Is your bathroom sink starting to drain slower than it used to, or not draining at all? Before you pick up the phone to call a plumber and waste all that money, here are a few tips you can try in order to unclog it yourself!
One of the most common reasons for a clogged bathroom sink is a buildup of hair in the drain. The first method you can try to unclog your sink is to use a plunger like you would when unclogging a toilet. This method is the most cost effective and the safest for the drain itself. Below are the steps to completing this method:
- First remove the stopper, which is the piece that fits in the drain in order to keep objects from going down the sink. If the stopper will not remove by pulling up on it, you can pull the pivot rod back, which is the long metal piece that can be found underneath the sink connecting the stopper to the operating lever on the faucet.
- After the stopper and pivot rod have been removed, fill the sink with around 4 inches of water. Use a rag to stuff in the overflow so water pressure is not lost.
- Now, just like you would a toilet, use a plunger to plunge the drain.
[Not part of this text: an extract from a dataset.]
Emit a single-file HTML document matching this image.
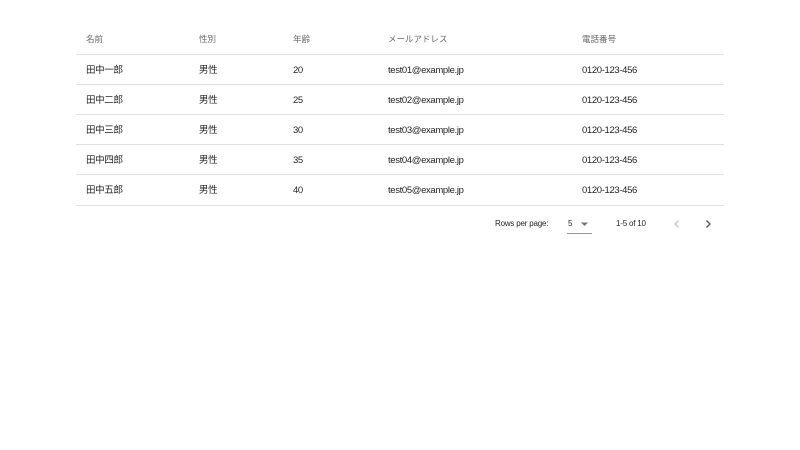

- Continue to refill the sink and plunge it until the water begins to drain at a normal pace again.
If the plunging method does not unclog the sink, the next method you can try is to use a sink (or hand) auger to pull the clog out. An auger is a tool that can help break up clogs. They can be bought at places like Lowe’s and Home Depot. Below are the steps to completing this method:
- First, you will need to locate the piece of pipe underneath the sink that connects at one end to the sink and at the other end to the wall. Once you find the pipe, locate the trap, which is the piece of pipe that is connected by two slip nuts (the thin round pieces that connect each section of the pipe together).
- Once you have located these areas, get a bucket and place it underneath the trap.
- Next, use a pair of pliers to loosen the two slip nuts and remove the trap. Let any water in the pipe drain into the bucket.
- Then, place the end of the auger into the drain and turn the crank. This will move the auger toward the clog.
- Once the auger reaches the clog, pull it out and dislodge the clog.
- Finally, reconnect the trap to the rest of the pipe using the pliers and slip nuts.
If the auger method also proves to be unsuccessful at unclogging the pipe, I am afraid you are now going to have to call a plumber. Good luck and happy unclogging!